When a ray of light passes from the lower refractive index to the higher, it is refracted towards the normal. In other words, the angle at which the ray emerges from the boundary is less than what the angle of incidence was before the ray passed through the boundary. So a ray of light entering a medium with a higher refractive index at an angle of 45 degrees is refracted to a lesser angle after passing through, say 30 degrees.
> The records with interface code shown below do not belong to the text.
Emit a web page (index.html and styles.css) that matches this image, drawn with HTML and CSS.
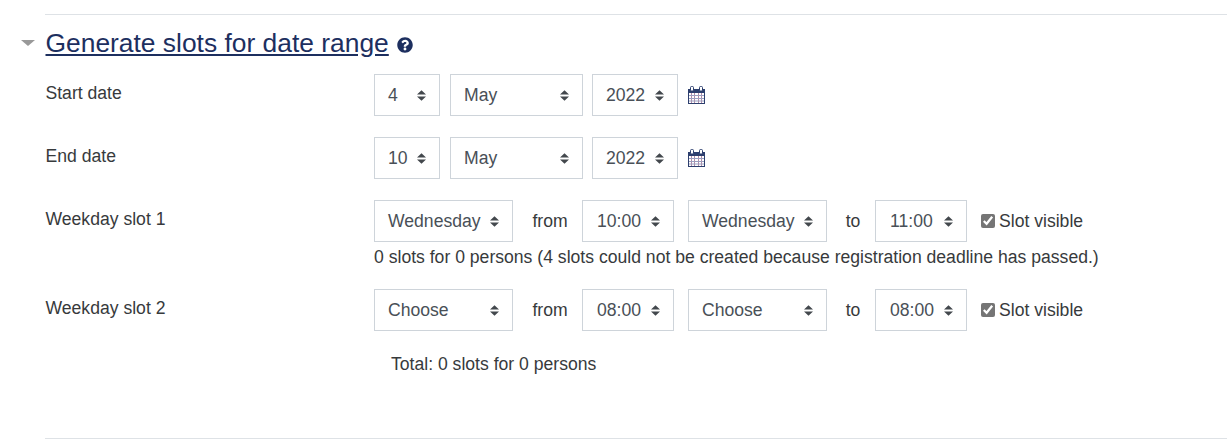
FILE: index.html
```html
<!DOCTYPE html>
<html lang="en">
<head>
<meta charset="utf-8">
<title>Generate slots for date range</title>
<link rel="stylesheet" href="styles.css">
</head>
<body>
<svg class="defs" width="0" height="0" aria-hidden="true">
  <symbol id="updown" viewBox="0 0 9 11"><path d="M0 4.6L4.5 0.2L9 4.6ZM0 6.4L9 6.4L4.5 10.8Z"/></symbol>
  <symbol id="cal" viewBox="0 0 17 18">
    <rect x="0.5" y="3.5" width="16" height="14" fill="#fff" stroke="#2d3f6e" stroke-width="1"/>
    <rect x="0.5" y="3" width="16" height="4" fill="#2d3f6e"/>
    <path d="M3.5 7v10M6.5 7v10M10.5 7v10M13.5 7v10" stroke="#b48aa6" stroke-width="1" fill="none"/>
    <path d="M1 9.5h15M1 12.5h15M1 15h15" stroke="#9a9fc0" stroke-width="1" fill="none"/>
    <rect x="2.5" y="0.5" width="3" height="4.5" rx="1" fill="#fff" stroke="#2d3f6e" stroke-width="1"/>
    <rect x="11.5" y="0.5" width="3" height="4.5" rx="1" fill="#fff" stroke="#2d3f6e" stroke-width="1"/>
  </symbol>
</svg>
<main class="page">
  <section class="section">
    <header class="section-head">
      <span class="caret"></span>
      <h3 class="section-title">Generate slots for date range</h3>
      <svg class="help" viewBox="0 0 512 512" aria-hidden="true"><path d="M504 256c0 136.997-111.043 248-248 248S8 392.997 8 256C8 119.083 119.043 8 256 8s248 111.083 248 248zM262.655 90c-54.497 0-89.255 22.957-116.549 63.758-3.536 5.286-2.353 12.415 2.715 16.258l34.699 26.31c5.205 3.947 12.621 3.008 16.665-2.122 17.864-22.658 30.113-35.797 57.303-35.797 20.429 0 45.698 13.148 45.698 32.958 0 14.976-12.363 22.667-32.534 33.976C247.128 238.528 216 254.941 216 296v4c0 6.627 5.373 12 12 12h56c6.627 0 12-5.373 12-12v-1.333c0-28.462 83.186-29.647 83.186-106.667 0-58.002-60.165-102-116.531-102zM256 338c-25.365 0-46 20.635-46 46 0 25.364 20.635 46 46 46s46-20.636 46-46c0-25.365-20.635-46-46-46z"/></svg>
    </header>

    <div class="row row-date">
      <div class="label">Start date</div>
      <div class="controls">
        <div class="select w-day"><span>4</span><svg class="arrows"><use href="#updown"/></svg></div>
        <div class="select w-month"><span>May</span><svg class="arrows"><use href="#updown"/></svg></div>
        <div class="select w-year"><span>2022</span><svg class="arrows"><use href="#updown"/></svg></div>
        <svg class="cal"><use href="#cal"/></svg>
      </div>
    </div>

    <div class="row row-date">
      <div class="label">End date</div>
      <div class="controls">
        <div class="select w-day"><span>10</span><svg class="arrows"><use href="#updown"/></svg></div>
        <div class="select w-month"><span>May</span><svg class="arrows"><use href="#updown"/></svg></div>
        <div class="select w-year"><span>2022</span><svg class="arrows"><use href="#updown"/></svg></div>
        <svg class="cal"><use href="#cal"/></svg>
      </div>
    </div>

    <div class="row row-slot1">
      <div class="label">Weekday slot 1</div>
      <div class="controls-stack">
        <div class="controls">
          <div class="select w-wd"><span>Wednesday</span><svg class="arrows"><use href="#updown"/></svg></div>
          <span class="word w-from">from</span>
          <div class="select w-time"><span>10:00</span><svg class="arrows"><use href="#updown"/></svg></div>
          <div class="select w-wd2"><span>Wednesday</span><svg class="arrows"><use href="#updown"/></svg></div>
          <span class="word w-to">to</span>
          <div class="select w-time"><span>11:00</span><svg class="arrows"><use href="#updown"/></svg></div>
          <label class="check"><input type="checkbox" checked>Slot visible</label>
        </div>
        <p class="note">0 slots for 0 persons (4 slots could not be created because registration deadline has passed.)</p>
      </div>
    </div>

    <div class="row row-slot2">
      <div class="label">Weekday slot 2</div>
      <div class="controls">
        <div class="select w-wd"><span>Choose</span><svg class="arrows"><use href="#updown"/></svg></div>
        <span class="word w-from">from</span>
        <div class="select w-time"><span>08:00</span><svg class="arrows"><use href="#updown"/></svg></div>
        <div class="select w-wd2"><span>Choose</span><svg class="arrows"><use href="#updown"/></svg></div>
        <span class="word w-to">to</span>
        <div class="select w-time"><span>08:00</span><svg class="arrows"><use href="#updown"/></svg></div>
        <label class="check"><input type="checkbox" checked>Slot visible</label>
      </div>
    </div>

    <p class="total">Total: 0 slots for 0 persons</p>
  </section>
</main>
</body>
</html>
```

FILE: styles.css
```css
* { box-sizing: border-box; }
html, body { margin: 0; padding: 0; }
body {
  height: 439px;
  overflow: hidden;
  background: #fff;
  color: #373a3c;
  font-family: "Liberation Sans", Arial, sans-serif;
  font-size: 17.6px;
  line-height: 24px;
}
.defs { position: absolute; }
.page { padding-top: 14px; }
.section {
  margin-left: 45px;
  height: 425px;
  border-top: 1px solid #dee2e6;
  border-bottom: 1px solid #dee2e6;
}
.section-head {
  display: flex;
  align-items: center;
  height: 59px;
  position: relative;
}
.caret {
  position: absolute;
  left: -24px;
  top: 25px;
  width: 0;
  height: 0;
  border-left: 7px solid transparent;
  border-right: 7px solid transparent;
  border-top: 6px solid #999;
}
.section-title {
  margin: 0 0 4px;
  padding-left: 0.5px;
  font-size: 26.4px;
  font-weight: 400;
  line-height: 30px;
  color: #1d2f5f;
  text-decoration: underline;
}
.help { width: 16px; height: 16px; margin-left: 8.5px; fill: #1d2f5f; }
.row { display: flex; }
.row-date { height: 63px; }
.row-slot1 { height: 89px; }
.row-slot2 { height: 61px; }
.label { width: 329px; padding-top: 7px; padding-left: 0.5px; }
.controls { display: flex; align-items: center; height: 42px; }
.controls-stack { display: flex; flex-direction: column; }
.select {
  display: flex;
  align-items: center;
  justify-content: space-between;
  height: 42px;
  padding: 0 13px 0 13px;
  border: 1px solid #ced4da;
  background: #fff;
  color: #495057;
}
.arrows { width: 9px; height: 11px; margin-top: 1px; fill: #43484d; flex: none; }
.w-day { width: 66px; margin-right: 10px; }
.w-month { width: 133px; margin-right: 9px; }
.w-year { width: 86px; margin-right: 10px; }
.w-wd { width: 139px; }
.w-wd2 { width: 139px; margin-left: 14px; }
.w-time { width: 92px; padding-left: 14px; }
.word { text-align: center; }
.w-from { width: 69px; padding-left: 5px; }
.w-to { width: 48px; padding-left: 4px; }
.cal { width: 17px; height: 18px; }
.check { display: flex; align-items: center; margin-left: 14px; }
.check input { width: 14px; height: 14px; margin: 0 4px 0 0; accent-color: #757575; }
.note { margin: 3px 0 0; }
.total { margin: 2px 0 0 346px; }
```
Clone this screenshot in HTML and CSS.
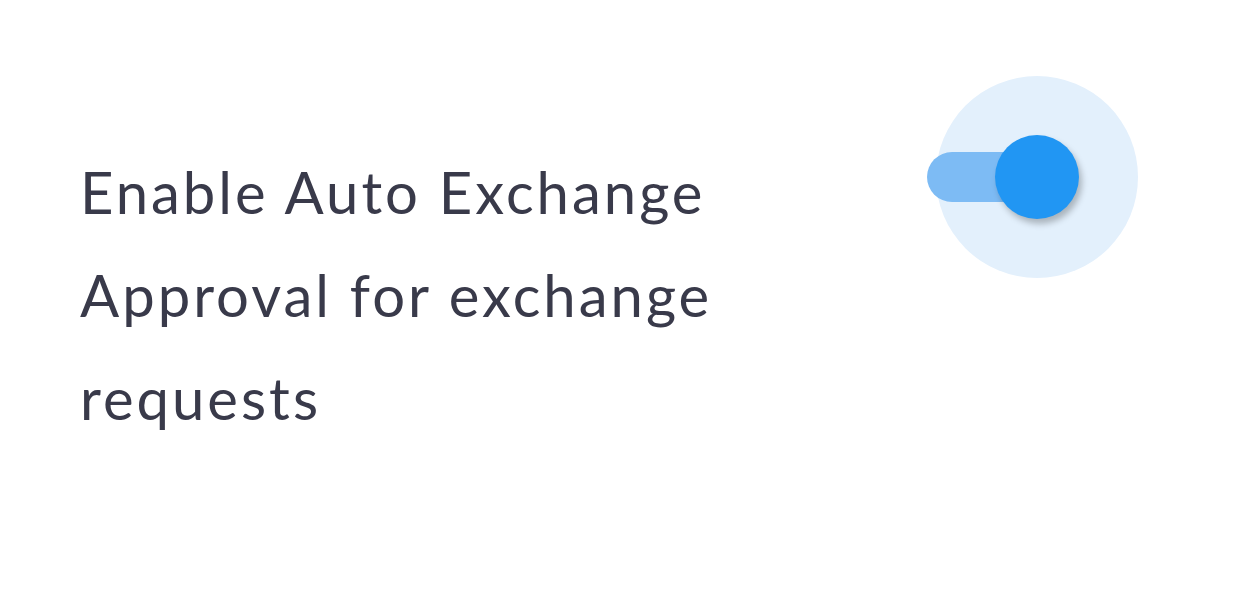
FILE: index.html
```html
<html>
  <head>
    <meta charset="utf-8">
    <title>Auto Exchange</title>
    <link rel="stylesheet" href="styles.css">
  </head>
<body>

<div class="setting-row">
  <label class="setting-label" for="autoExchange">Enable Auto Exchange Approval for exchange requests</label>
  <span class="switch">
    <span class="switch-halo"></span>
    <span class="switch-track"></span>
    <span class="switch-thumb"></span>
    <input type="checkbox" id="autoExchange" checked="">
  </span>
</div>

</body></html>
```

FILE: styles.css
```css
body {
  margin: 0;
  background: #fff;
  font-family: Lato, "Open Sans", sans-serif;
}

.setting-row {
  display: flex;
  align-items: flex-start;
  padding: 140px 0 0 80px;
}

.setting-label {
  width: 680px;
  font-size: 58px;
  letter-spacing: 3px;
  line-height: 103px;
  color: #393a4a;
}

.switch {
  position: relative;
  display: inline-block;
  flex-shrink: 0;
  width: 212px;
  height: 204px;
  margin: -64px 0 0 167px;
}

.switch-halo {
  position: absolute;
  left: 9px;
  top: 0;
  width: 202px;
  height: 202px;
  border-radius: 50%;
  background: #e3f0fc;
}

.switch-track {
  position: absolute;
  left: 0;
  top: 76px;
  width: 143px;
  height: 50px;
  border-radius: 25px;
  background: #7dbbf4;
}

.switch-thumb {
  position: absolute;
  left: 68px;
  top: 59px;
  width: 84px;
  height: 84px;
  border-radius: 50%;
  background: #2196f3;
  box-shadow: 3px 5px 6px rgba(0, 0, 0, 0.25);
}

.switch input {
  position: absolute;
  left: 9px;
  top: 0;
  width: 202px;
  height: 202px;
  margin: 0;
  opacity: 0;
  cursor: pointer;
}
```
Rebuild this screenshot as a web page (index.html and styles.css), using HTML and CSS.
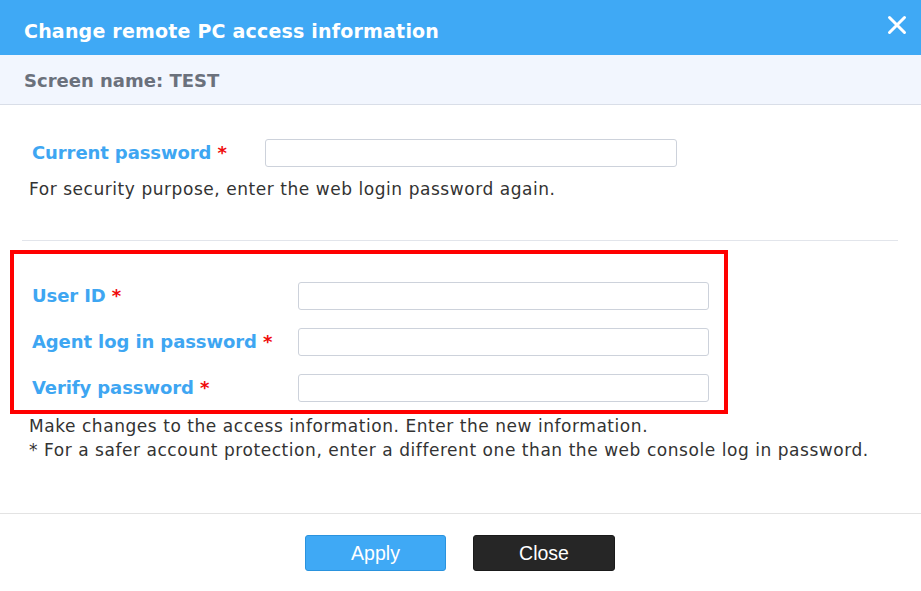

However, if the ray of light is traveling the opposite way and strikes the boundary at 45 degrees it will emerge into the lower refractive index medium at a greater angle, say 60 degrees. If we gradually increase the angle at which strikes the boundary, we will see the angle at which it is refracted increases until the ray is refracted parallel to the boundary. At this angle no refraction can take place and total internal reflection occurs.

Make sense?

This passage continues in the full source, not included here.